Email Bounce Tracking
Bounces are handled for you automatically and you can view reports showing which email addresses bounced, when and why, with an exact error message from the email provider, such as "Email address doesn't exist".
The bounced emails report
When an email message cannot be delivered to an email address, it's called a bounce. There are lots of different reasons why emails bounce so, when it happens, a "return to sender" message (or, SMTP reply) is sent from the recipient's mail server to explain why. We process bounce replies and include them in the "Bounce Summary" section of your reports. Below, we'll give you an overview of the report and explain how we handle bounced email addresses.
The bounce summary report lists any email addresses that bounced, and the reason why. The error message returned is used to classify each email address as a soft or hard bounce, meaning a temporary or permanent delivery failure.
Hard bounce are permanent and mean the email address is no longer valid.
The "Bounce domains" tab, pictured above, shows you how many emails bounced for each domain you've sent to. This is useful for determining if you have delivery problems with any specific domains. If you notice a large number of bounces for one domain, it may indicate that your emails are being blocked by the ISP's receiving server.
One of the most important metrics to monitor after you've sent a campaign is the "bounce rate", which is the number of bounced emails divided by the total number of recipients the campaign was sent to.

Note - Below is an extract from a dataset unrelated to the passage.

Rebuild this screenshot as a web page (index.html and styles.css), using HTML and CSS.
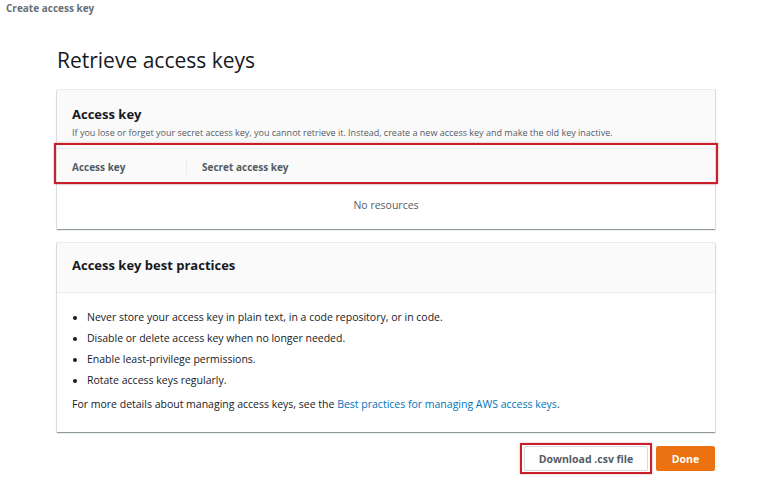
FILE: index.html
```html
<!DOCTYPE html>
<html>
<head>
<meta charset="utf-8">
<link rel="stylesheet" href="styles.css">
</head>
<body>
<div class="crumb">Create access key</div>
<main class="main">
  <h1 class="title">Retrieve access keys</h1>
  <section class="card">
    <div class="card-head">
      <h2 class="card-title">Access key</h2>
      <p class="card-desc">If you lose or forget your secret access key, you cannot retrieve it. Instead, create a new access key and make the old key inactive.</p>
    </div>
    <div class="thead">
      <div class="th th-first">Access key</div>
      <div class="th">Secret access key</div>
      <div class="mark mark-row"></div>
    </div>
    <div class="empty">No resources</div>
  </section>
  <section class="card card-2">
    <div class="card-head2">
      <h2 class="card-title">Access key best practices</h2>
    </div>
    <div class="card-body">
      <ul class="list">
        <li>Never store your access key in plain text, in a code repository, or in code.</li>
        <li>Disable or delete access key when no longer needed.</li>
        <li>Enable least-privilege permissions.</li>
        <li>Rotate access keys regularly.</li>
      </ul>
      <p class="more">For more details about managing access keys, see the <a class="link" href="#">Best practices for managing AWS access keys</a>.</p>
    </div>
  </section>
  <div class="actions">
    <div class="btn-wrap">
      <button class="btn btn-normal">Download .csv file</button>
      <div class="mark mark-btn"></div>
    </div>
    <button class="btn btn-primary">Done</button>
  </div>
</main>
</body>
</html>
```
FILE: styles.css
```css
* { box-sizing: border-box; }
html, body { margin: 0; padding: 0; background: #fff; }
body {
  font-family: "Open Sans", "Noto Sans", sans-serif;
  color: #16191f;
  width: 780px;
  height: 484px;
  overflow: hidden;
}
.crumb {
  font-size: 10px;
  font-weight: 700;
  color: #687078;
  padding: 1px 0 0 6px;
  line-height: 14px;
}
.main {
  margin-left: 57px;
  width: 658px;
}
.title {
  font-size: 21px;
  font-weight: 400;
  line-height: 28px;
  margin: 31px 0 0 0;
  color: #16191f;
}
.card {
  margin-top: 15px;
  background: #fff;
  border-top: 1px solid #eaeded;
  box-shadow: 0 1px 1px 0 rgba(0,28,36,0.3), 1px 1px 1px 0 rgba(0,28,36,0.1), -1px 1px 1px 0 rgba(0,28,36,0.1);
}
.card-head {
  background: #fafafa;
  padding: 13px 15px 8px 15px;
}
.card-title {
  margin: 0;
  font-size: 13px;
  font-weight: 700;
  line-height: 22px;
}
.card-desc {
  margin: 1px 0 0 0;
  font-size: 9px;
  line-height: 14px;
  color: #545b64;
}
.thead {
  position: relative;
  display: flex;
  background: #fafafa;
  border-top: 1px solid #eaeded;
  border-bottom: 1px solid #eaeded;
  height: 37px;
  align-items: center;
}
.th {
  font-size: 10px;
  font-weight: 700;
  color: #545b64;
  padding-left: 15px;
}
.th-first {
  width: 130px;
  border-right: 1px solid #eaeded;
  height: 16px;
  line-height: 16px;
}
.mark {
  position: absolute;
  border: 2px solid #c7202a;
  box-shadow: 0 0 2px rgba(199,32,42,0.4);
  pointer-events: none;
}
.mark-row {
  left: -3px;
  right: -3px;
  top: -6px;
  bottom: 0;
}
.empty {
  height: 44px;
  line-height: 40px;
  text-align: center;
  font-size: 10.5px;
  color: #545b64;
}
.card-2 {
  margin-top: 13px;
}
.card-head2 {
  background: #fafafa;
  border-bottom: 1px solid #eaeded;
  height: 50px;
  padding: 11px 15px 0 15px;
}
.card-body {
  padding: 14px 15px 17px 15px;
}
.list {
  margin: 0;
  padding-left: 15px;
  font-size: 10.5px;
  line-height: 21px;
}
.list li { padding-left: 0; }
.more {
  margin: 3px 0 0 0;
  font-size: 10.5px;
  line-height: 21px;
}
.link {
  color: #0073bb;
  text-decoration: none;
}
.actions {
  display: flex;
  justify-content: flex-end;
  align-items: center;
  gap: 8px;
  margin-top: 14px;
}
.btn-wrap {
  position: relative;
  display: flex;
}
.btn {
  font-family: "Open Sans", "Noto Sans", sans-serif;
  font-size: 10.5px;
  font-weight: 700;
  height: 25px;
  border-radius: 2px;
  cursor: pointer;
}
.btn-normal {
  width: 124px;
  background: #fff;
  color: #545b64;
  border: 1px solid #d5dbdb;
}
.mark-btn {
  left: -4px;
  right: -4px;
  top: -3px;
  bottom: -3px;
}
.btn-primary {
  width: 59px;
  background: #ec7211;
  color: #fff;
  border: 1px solid #ec7211;
}
```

A soft bounce is a temporary delivery failure. Your email campaign got as far as the receiving mail server, meaning the email address was recognized, but the message bounced back undelivered instead of reaching the recipient's inbox. Soft bounces can occur when the recipient's mailbox is full; the receiving server is down or swamped with messages; the message size is too large; the recipient's settings do not allow for email from the sender; suspicious or spammy content has been detected, and many more reasons. A hard bounce is a permanent delivery failure. When you get a hard bounce it means the recipient's email address is invalid or no longer in use. Typically the domain name (the bit after the @) no longer exists or it no longer has registered mail servers. But it could also be invalid due to typos, for example gnail instead of gmail.